The Ontario Teachers’ Pension Plan (Teachers’) today reported an 11.2% rate of return for 2011, boosting net assets to $117.1 billion, an all-time high for the plan. The returns beat Teachers’ 9.8% benchmark, behind strong performances in private capital, fixed income and infrastructure.
“Our team’s 2011 performance was especially impressive, given the market volatility and economic uncertainty that accompanied the eurozone debt situation, and was compounded by the year’s natural disasters,” said Jim Leech, Teachers’ president and CEO.
However, changing demographic trends and continuing low real interest rates have contributed to a preliminary funding shortfall of $9.6 billion as of Jan. 1, 2012.
This is the 10th consecutive year that Teachers’ has faced a preliminary shortfall. In a presentation announcing the results, Leech pointed out that while the plan is currently 94% funded, projections indicate that, at the current pace, the deficit between contributions and benefits paid out will reach $4.1 billion by 2031.
“We’re not in a crisis situation, but, at the same time, action is required now to ensure our pension promise is fulfilled,” he said.
Leech noted that the plan is working closely with its sponsors—Ontario Teachers’ Federation and the Ontario government—to explore ways to close this gap, including raising contribution rates and lowering benefits.
In terms of 2011 asset class performance, Teachers’ fixed income assets rose to $55.8 billion, compared with $45.9 billion at Dec. 31, 2010, and returned 19.9%, compared with a benchmark return of 19.5%.

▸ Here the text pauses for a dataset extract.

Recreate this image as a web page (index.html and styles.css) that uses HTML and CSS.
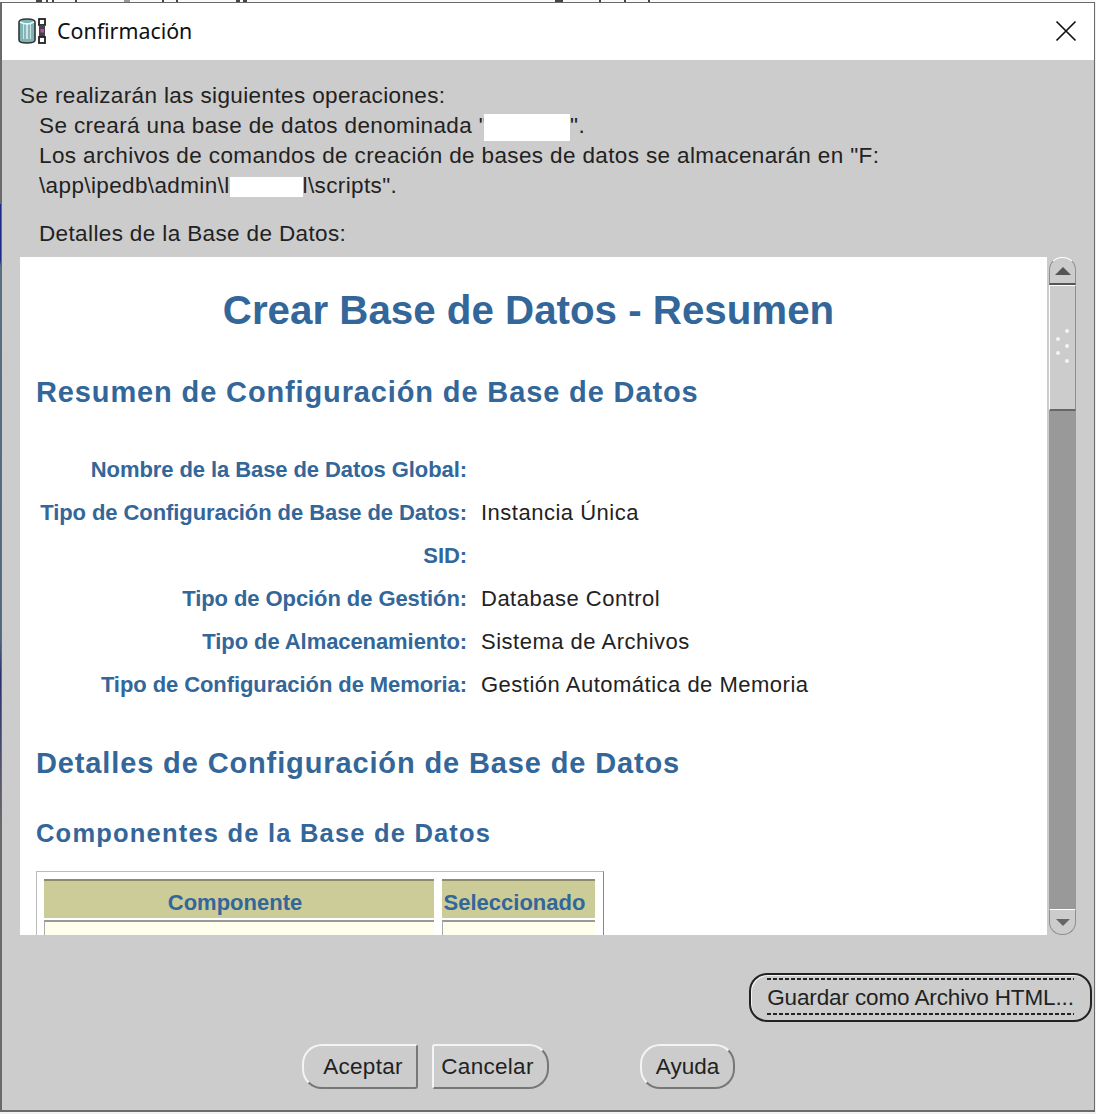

Public and private equities held a combined value of $51.7 billion, returning -0.8%, compared with a -5.1% benchmark. Private equities were particularly strong, Leech noted, returning 16.8% in 2011 against a benchmark of -0.2%, led by the divestment of Maple Leaf Sports and Entertainment to Rogers and BCE.
The fund’s commodities investments totalled $5.7 billion at year-end, compared with $5.2 billion at Dec. 31, 2010. And the fund returned -2.3%, compared with the -1.5% benchmark return.
The rate of return for Teachers’ real assets was 13.1%, just shy of the benchmark (13.3%). Infrastructure was the benchmark beater in this group, returning 7.7%, compared with an expected 6.1%. Real estate returned 18.2%, against a 21.8% benchmark, and timberland returned 0.8%, versus a benchmark of 10.2%.
Commodities returned -2.3% for Teachers’ in 2011, against a benchmark of 1.5%.